[BEGIN Data segment]
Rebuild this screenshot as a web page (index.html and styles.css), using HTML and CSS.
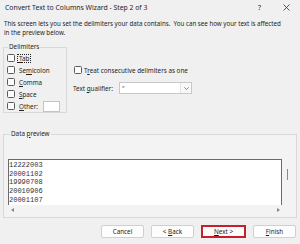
FILE: index.html
```html
<!DOCTYPE html>
<html>
<head>
<meta charset="utf-8">
<link rel="stylesheet" href="styles.css">
</head>
<body>
<div class="window">
  <div class="titlebar">
    <span class="title">Convert Text to Columns Wizard - Step 2 of 3</span>
    <div class="controls">
      <span class="help">?</span>
      <svg class="close" width="7" height="7" viewBox="0 0 7 7"><path d="M0.5 0.5 L6.5 6.5 M6.5 0.5 L0.5 6.5" stroke="#333" stroke-width="0.8" fill="none"/></svg>
    </div>
  </div>
  <p class="desc">This screen lets you set the delimiters your data contains.&nbsp; You can see how your text is affected<br>in the preview below.</p>
  <div class="options">
    <fieldset class="group delims">
      <legend>Delimiters</legend>
      <div class="row"><span class="box"></span><span class="lbl focus"><u>T</u>ab</span></div>
      <div class="row"><span class="box"></span><span class="lbl">Se<u>m</u>icolon</span></div>
      <div class="row"><span class="box"></span><span class="lbl"><u>C</u>omma</span></div>
      <div class="row"><span class="box"></span><span class="lbl"><u>S</u>pace</span></div>
      <div class="row"><span class="box"></span><span class="lbl"><u>O</u>ther:</span><span class="other"></span></div>
    </fieldset>
    <div class="right">
      <div class="row treat"><span class="box"></span><span class="lbl">T<u>r</u>eat consecutive delimiters as one</span></div>
      <div class="qual">
        <span class="qlabel">Text <u>q</u>ualifier:</span>
        <div class="select"><span class="sval">"</span><span class="sbtn"><svg width="5" height="3" viewBox="0 0 5 3"><path d="M0.3 0.3 L2.5 2.5 L4.7 0.3" stroke="#555" stroke-width="0.7" fill="none"/></svg></span></div>
      </div>
    </div>
  </div>
  <fieldset class="group preview">
    <legend>Data <u>p</u>review</legend>
    <div class="pv">
      <div class="viewport">
        <div class="line">12222003</div>
        <div class="line">20001102</div>
        <div class="line">19990708</div>
        <div class="line">20010906</div>
        <div class="line">20001107</div>
      </div>
      <div class="vscroll"><span class="thumb"></span></div>
    </div>
    <div class="hscroll">
      <svg width="3" height="4" viewBox="0 0 3 4"><path d="M3 0 L0 2 L3 4 Z" fill="#888"/></svg>
      <svg width="3" height="4" viewBox="0 0 3 4"><path d="M0 0 L3 2 L0 4 Z" fill="#888"/></svg>
    </div>
  </fieldset>
  <div class="buttons">
    <button class="btn">Cancel</button>
    <button class="btn">&lt; <u>B</u>ack</button>
    <button class="btn next"><u>N</u>ext &gt;</button>
    <button class="btn"><u>F</u>inish</button>
  </div>
</div>
</body>
</html>
```
FILE: styles.css
```css
html, body {
  margin: 0;
  padding: 0;
  background: #f0f0f0;
}
body {
  font-family: "Noto Sans", "Liberation Sans", sans-serif;
  color: #1e1e1e;
  font-size: 6.3px;
}
.window {
  width: 300px;
  height: 244px;
  overflow: hidden;
}
u { text-decoration-thickness: 0.5px; text-underline-offset: 1px; }
.titlebar {
  height: 15px;
  display: flex;
  align-items: center;
  justify-content: space-between;
  padding-left: 5px;
  padding-right: 10px;
}
.title { font-size: 6.85px; }
.controls {
  display: flex;
  align-items: center;
  gap: 22px;
}
.help { font-size: 7px; }
.close { display: block; }
.desc {
  margin: 5px 0 0 4px;
  width: 296px;
  font-size: 6.2px;
  line-height: 8.5px;
  white-space: nowrap;
}
.options {
  display: flex;
  margin-top: 6px;
}
.group {
  margin: 0;
  border: 1px solid #d8d8d8;
  padding: 0;
  min-width: 0;
}
.group legend {
  padding: 0 1px;
  line-height: 8px;
}
.delims {
  margin-left: 3px;
  width: 64px;
  padding: 1px 0 0 3px;
  box-sizing: border-box;
  height: 70px;
}
.delims legend { margin-left: 1px; }
.row {
  display: flex;
  align-items: center;
  height: 12px;
}
.box {
  width: 6px;
  height: 6px;
  border: 1px solid #5c5c5c;
  border-radius: 1.5px;
  background: #fbfbfb;
  flex: none;
}
.lbl { margin-left: 4px; }
.focus {
  outline: 1px dotted #222;
  outline-offset: 0;
  padding: 0 1px;
  margin-left: 3px;
  line-height: 7px;
}
.other {
  width: 17px;
  height: 11px;
  border: 1px solid #c4c4c4;
  background: #fff;
  margin-left: 5px;
  box-sizing: border-box;
}
.right {
  margin-left: 7px;
}
.treat { margin-top: 22px; height: 10px; }
.treat .lbl { margin-left: 2px; }
.qual {
  display: flex;
  align-items: center;
  margin-top: 7px;
  margin-left: -1px;
}
.qlabel { width: 46px; }
.select {
  width: 73px;
  height: 12px;
  box-sizing: border-box;
  border: 1px solid #c8c8c8;
  background: #fff;
  display: flex;
  align-items: center;
  justify-content: space-between;
}
.sval { margin-left: 2px; color: #555; }
.sbtn {
  width: 10px;
  height: 10px;
  display: flex;
  align-items: center;
  justify-content: center;
  border-left: 1px solid #e2e2e2;
  background: #f8f8f8;
}
.sbtn svg { display: block; }
.preview {
  margin: 17px 0 0 3px;
  width: 294px;
  height: 88px;
  box-sizing: border-box;
  padding: 21px 4px 0 4px;
  background: #f3f3f3;
}
.preview legend { margin-left: 2px; }
.pv {
  display: flex;
  height: 46px;
}
.viewport {
  width: 275px;
  box-sizing: border-box;
  background: #fff;
  border: 1px solid #6a6a6a;
  border-bottom: none;
  padding: 1px 0 0 0;
  font-family: "Liberation Mono", "DejaVu Sans Mono", monospace;
  font-size: 7px;
  color: #333;
}
.line { height: 8.7px; line-height: 8.7px; }
.vscroll {
  width: 10px;
  display: flex;
  justify-content: center;
  padding-top: 10px;
}
.thumb {
  width: 1px;
  height: 11px;
  background: #8a8a8a;
}
.hscroll {
  width: 275px;
  height: 10px;
  display: flex;
  align-items: center;
  justify-content: space-between;
  padding: 0 3px 0 3px;
  box-sizing: border-box;
}
.hscroll svg { display: block; }
.buttons {
  display: flex;
  justify-content: flex-end;
  gap: 7px;
  margin-top: 7px;
  padding-right: 4px;
}
.btn {
  width: 43px;
  height: 13px;
  box-sizing: border-box;
  border: 1px solid #d0d0d0;
  border-radius: 2px;
  background: #fdfdfd;
  font-family: "Noto Sans", "Liberation Sans", sans-serif;
  font-size: 6.3px;
  color: #1e1e1e;
  padding: 0;
  line-height: 10px;
}
.next {
  width: 45px;
  border: 2px solid #c8202a;
  border-radius: 0;
}
```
[END Data segment]
## To do
Leave out the pictures and retype every line above exactly.

## Answer in full
Rebuild this screenshot as a web page (index.html and styles.css), using HTML and CSS.
FILE: index.html
```html
<!DOCTYPE html>
<html>
<head>
<meta charset="utf-8">
<link rel="stylesheet" href="styles.css">
</head>
<body>
<div class="window">
  <div class="titlebar">
    <span class="title">Convert Text to Columns Wizard - Step 2 of 3</span>
    <div class="controls">
      <span class="help">?</span>
      <svg class="close" width="7" height="7" viewBox="0 0 7 7"><path d="M0.5 0.5 L6.5 6.5 M6.5 0.5 L0.5 6.5" stroke="#333" stroke-width="0.8" fill="none"/></svg>
    </div>
  </div>
  <p class="desc">This screen lets you set the delimiters your data contains.&nbsp; You can see how your text is affected<br>in the preview below.</p>
  <div class="options">
    <fieldset class="group delims">
      <legend>Delimiters</legend>
      <div class="row"><span class="box"></span><span class="lbl focus"><u>T</u>ab</span></div>
      <div class="row"><span class="box"></span><span class="lbl">Se<u>m</u>icolon</span></div>
      <div class="row"><span class="box"></span><span class="lbl"><u>C</u>omma</span></div>
      <div class="row"><span class="box"></span><span class="lbl"><u>S</u>pace</span></div>
      <div class="row"><span class="box"></span><span class="lbl"><u>O</u>ther:</span><span class="other"></span></div>
    </fieldset>
    <div class="right">
      <div class="row treat"><span class="box"></span><span class="lbl">T<u>r</u>eat consecutive delimiters as one</span></div>
      <div class="qual">
        <span class="qlabel">Text <u>q</u>ualifier:</span>
        <div class="select"><span class="sval">"</span><span class="sbtn"><svg width="5" height="3" viewBox="0 0 5 3"><path d="M0.3 0.3 L2.5 2.5 L4.7 0.3" stroke="#555" stroke-width="0.7" fill="none"/></svg></span></div>
      </div>
    </div>
  </div>
  <fieldset class="group preview">
    <legend>Data <u>p</u>review</legend>
    <div class="pv">
      <div class="viewport">
        <div class="line">12222003</div>
        <div class="line">20001102</div>
        <div class="line">19990708</div>
        <div class="line">20010906</div>
        <div class="line">20001107</div>
      </div>
      <div class="vscroll"><span class="thumb"></span></div>
    </div>
    <div class="hscroll">
      <svg width="3" height="4" viewBox="0 0 3 4"><path d="M3 0 L0 2 L3 4 Z" fill="#888"/></svg>
      <svg width="3" height="4" viewBox="0 0 3 4"><path d="M0 0 L3 2 L0 4 Z" fill="#888"/></svg>
    </div>
  </fieldset>
  <div class="buttons">
    <button class="btn">Cancel</button>
    <button class="btn">&lt; <u>B</u>ack</button>
    <button class="btn next"><u>N</u>ext &gt;</button>
    <button class="btn"><u>F</u>inish</button>
  </div>
</div>
</body>
</html>
```
FILE: styles.css
```css
html, body {
  margin: 0;
  padding: 0;
  background: #f0f0f0;
}
body {
  font-family: "Noto Sans", "Liberation Sans", sans-serif;
  color: #1e1e1e;
  font-size: 6.3px;
}
.window {
  width: 300px;
  height: 244px;
  overflow: hidden;
}
u { text-decoration-thickness: 0.5px; text-underline-offset: 1px; }
.titlebar {
  height: 15px;
  display: flex;
  align-items: center;
  justify-content: space-between;
  padding-left: 5px;
  padding-right: 10px;
}
.title { font-size: 6.85px; }
.controls {
  display: flex;
  align-items: center;
  gap: 22px;
}
.help { font-size: 7px; }
.close { display: block; }
.desc {
  margin: 5px 0 0 4px;
  width: 296px;
  font-size: 6.2px;
  line-height: 8.5px;
  white-space: nowrap;
}
.options {
  display: flex;
  margin-top: 6px;
}
.group {
  margin: 0;
  border: 1px solid #d8d8d8;
  padding: 0;
  min-width: 0;
}
.group legend {
  padding: 0 1px;
  line-height: 8px;
}
.delims {
  margin-left: 3px;
  width: 64px;
  padding: 1px 0 0 3px;
  box-sizing: border-box;
  height: 70px;
}
.delims legend { margin-left: 1px; }
.row {
  display: flex;
  align-items: center;
  height: 12px;
}
.box {
  width: 6px;
  height: 6px;
  border: 1px solid #5c5c5c;
  border-radius: 1.5px;
  background: #fbfbfb;
  flex: none;
}
.lbl { margin-left: 4px; }
.focus {
  outline: 1px dotted #222;
  outline-offset: 0;
  padding: 0 1px;
  margin-left: 3px;
  line-height: 7px;
}
.other {
  width: 17px;
  height: 11px;
  border: 1px solid #c4c4c4;
  background: #fff;
  margin-left: 5px;
  box-sizing: border-box;
}
.right {
  margin-left: 7px;
}
.treat { margin-top: 22px; height: 10px; }
.treat .lbl { margin-left: 2px; }
.qual {
  display: flex;
  align-items: center;
  margin-top: 7px;
  margin-left: -1px;
}
.qlabel { width: 46px; }
.select {
  width: 73px;
  height: 12px;
  box-sizing: border-box;
  border: 1px solid #c8c8c8;
  background: #fff;
  display: flex;
  align-items: center;
  justify-content: space-between;
}
.sval { margin-left: 2px; color: #555; }
.sbtn {
  width: 10px;
  height: 10px;
  display: flex;
  align-items: center;
  justify-content: center;
  border-left: 1px solid #e2e2e2;
  background: #f8f8f8;
}
.sbtn svg { display: block; }
.preview {
  margin: 17px 0 0 3px;
  width: 294px;
  height: 88px;
  box-sizing: border-box;
  padding: 21px 4px 0 4px;
  background: #f3f3f3;
}
.preview legend { margin-left: 2px; }
.pv {
  display: flex;
  height: 46px;
}
.viewport {
  width: 275px;
  box-sizing: border-box;
  background: #fff;
  border: 1px solid #6a6a6a;
  border-bottom: none;
  padding: 1px 0 0 0;
  font-family: "Liberation Mono", "DejaVu Sans Mono", monospace;
  font-size: 7px;
  color: #333;
}
.line { height: 8.7px; line-height: 8.7px; }
.vscroll {
  width: 10px;
  display: flex;
  justify-content: center;
  padding-top: 10px;
}
.thumb {
  width: 1px;
  height: 11px;
  background: #8a8a8a;
}
.hscroll {
  width: 275px;
  height: 10px;
  display: flex;
  align-items: center;
  justify-content: space-between;
  padding: 0 3px 0 3px;
  box-sizing: border-box;
}
.hscroll svg { display: block; }
.buttons {
  display: flex;
  justify-content: flex-end;
  gap: 7px;
  margin-top: 7px;
  padding-right: 4px;
}
.btn {
  width: 43px;
  height: 13px;
  box-sizing: border-box;
  border: 1px solid #d0d0d0;
  border-radius: 2px;
  background: #fdfdfd;
  font-family: "Noto Sans", "Liberation Sans", sans-serif;
  font-size: 6.3px;
  color: #1e1e1e;
  padding: 0;
  line-height: 10px;
}
.next {
  width: 45px;
  border: 2px solid #c8202a;
  border-radius: 0;
}
```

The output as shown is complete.